- _WHAT YOU SHOULD DO_
Scan the data for "React" and copy the lines it appears in.
==================================================
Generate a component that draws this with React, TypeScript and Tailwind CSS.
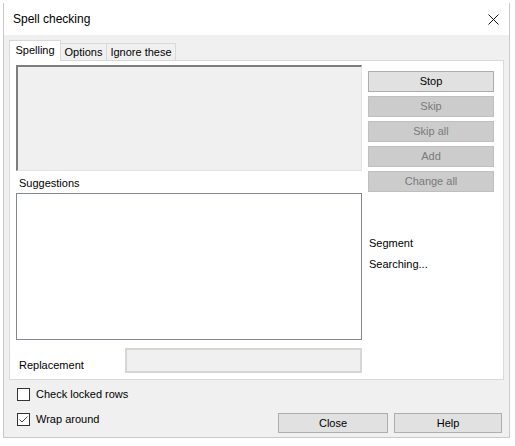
import React from 'react';

const sideButtons = [
  { label: 'Stop', enabled: true },
  { label: 'Skip', enabled: false },
  { label: 'Skip all', enabled: false },
  { label: 'Add', enabled: false },
  { label: 'Change all', enabled: false },
];

function CheckBox({ checked, label }: { checked?: boolean; label: string }) {
  return (
    <div className="flex items-center h-[13px]">
      <div className="w-[13px] h-[13px] border border-[#333333] bg-white flex items-center justify-center">
        {checked && (
          <svg width="11" height="11" viewBox="0 0 11 11">
            <polyline points="1.5,5.5 4,8 9.5,2.5" fill="none" stroke="#444444" strokeWidth="1" />
          </svg>
        )}
      </div>
      <span className="ml-[6px] leading-[13px]">{label}</span>
    </div>
  );
}

export default function App() {
  return (
    <div className="w-[515px] h-[446px] bg-white text-[11px] text-black font-['Liberation_Sans',Arial,sans-serif] overflow-hidden">
      <div className="ml-[3px] mt-[3px] w-[507px] border-x border-[#c9c9c9]">
        {/* title bar */}
        <div className="h-[32px] bg-white flex items-center justify-between pl-[9px] pr-[9px]">
          <span className="text-[12px]">Spell checking</span>
          <svg width="11" height="11" viewBox="0 0 11 11" className="mr-[1px]">
            <line x1="0.5" y1="0.5" x2="10.5" y2="10.5" stroke="#111" strokeWidth="1" />
            <line x1="10.5" y1="0.5" x2="0.5" y2="10.5" stroke="#111" strokeWidth="1" />
          </svg>
        </div>

        {/* body */}
        <div className="h-[403px] bg-[#f0f0f0] border-b border-[#c9c9c9] pt-[5px] pl-[5px]">
          {/* tabs */}
          <div className="flex items-end h-[20px]">
            <div className="relative z-10 w-[52px] h-[21px] -mb-px bg-white border border-b-0 border-[#d9d9d9] flex items-center justify-center pb-[2px]">
              Spelling
            </div>
            <div className="w-[46px] h-[17px] bg-[#f0f0f0] border border-l-0 border-b-0 border-[#d9d9d9] flex items-center justify-center">
              Options
            </div>
            <div className="w-[69px] h-[17px] bg-[#f0f0f0] border border-l-0 border-b-0 border-[#d9d9d9] flex items-center justify-center">
              Ignore these
            </div>
          </div>

          {/* tab panel */}
          <div className="w-[495px] h-[320px] bg-white border border-[#d9d9d9] pl-[6px] pt-[4px] flex">
            <div className="w-[346px] flex flex-col">
              <div className="h-[106px] bg-[#f0f0f0] border-t-2 border-l-2 border-r border-b border-t-[#7d7d7d] border-l-[#7d7d7d] border-r-[#e3e3e3] border-b-[#e3e3e3]" />
              <div className="h-[22px] flex items-center pl-[3px] pt-[3px]">Suggestions</div>
              <div className="h-[147px] bg-white border border-[#828790]" />
              <div className="mt-[8px] flex items-end">
                <div className="w-[109px] pl-[3px] pb-[1px] leading-[13px]">Replacement</div>
                <div className="w-[237px] h-[25px] bg-[#f0f0f0] border-2 border-[#d6d6d6]" />
              </div>
            </div>

            <div className="ml-[6px] w-[126px] flex flex-col">
              <div className="mt-[6px] flex flex-col gap-[4px]">
                {sideButtons.map((b) => (
                  <div
                    key={b.label}
                    className={
                      b.enabled
                        ? 'h-[21px] bg-[#e1e1e1] border border-[#adadad] flex items-center justify-center'
                        : 'h-[21px] bg-[#cccccc] border border-[#bfbfbf] text-[#7a7a7a] flex items-center justify-center'
                    }
                  >
                    {b.label}
                  </div>
                ))}
              </div>
              <div className="mt-[44px] pl-[1px] leading-[14px]">Segment</div>
              <div className="mt-[7px] pl-[1px] leading-[14px]">Searching...</div>
            </div>
          </div>

          {/* bottom */}
          <div className="pl-[8px] pr-[7px] mt-[8px]">
            <CheckBox label="Check locked rows" />
            <div className="mt-[12px] flex justify-between items-start">
              <CheckBox checked label="Wrap around" />
              <div className="flex gap-[6px]">
                <div className="w-[110px] h-[20px] bg-[#e1e1e1] border border-[#adadad] flex items-center justify-center">
                  Close
                </div>
                <div className="w-[108px] h-[20px] bg-[#e1e1e1] border border-[#adadad] flex items-center justify-center">
                  Help
                </div>
              </div>
            </div>
          </div>
        </div>
      </div>
    </div>
  );
}
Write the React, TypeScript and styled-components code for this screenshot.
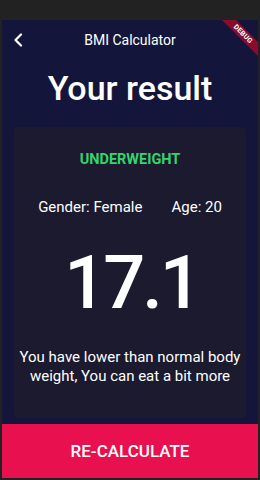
==================================================
- _OUTPUT_
Generate a component that draws this with React, TypeScript and Tailwind CSS.
import React from 'react';
Write the React, TypeScript and styled-components code for this screenshot.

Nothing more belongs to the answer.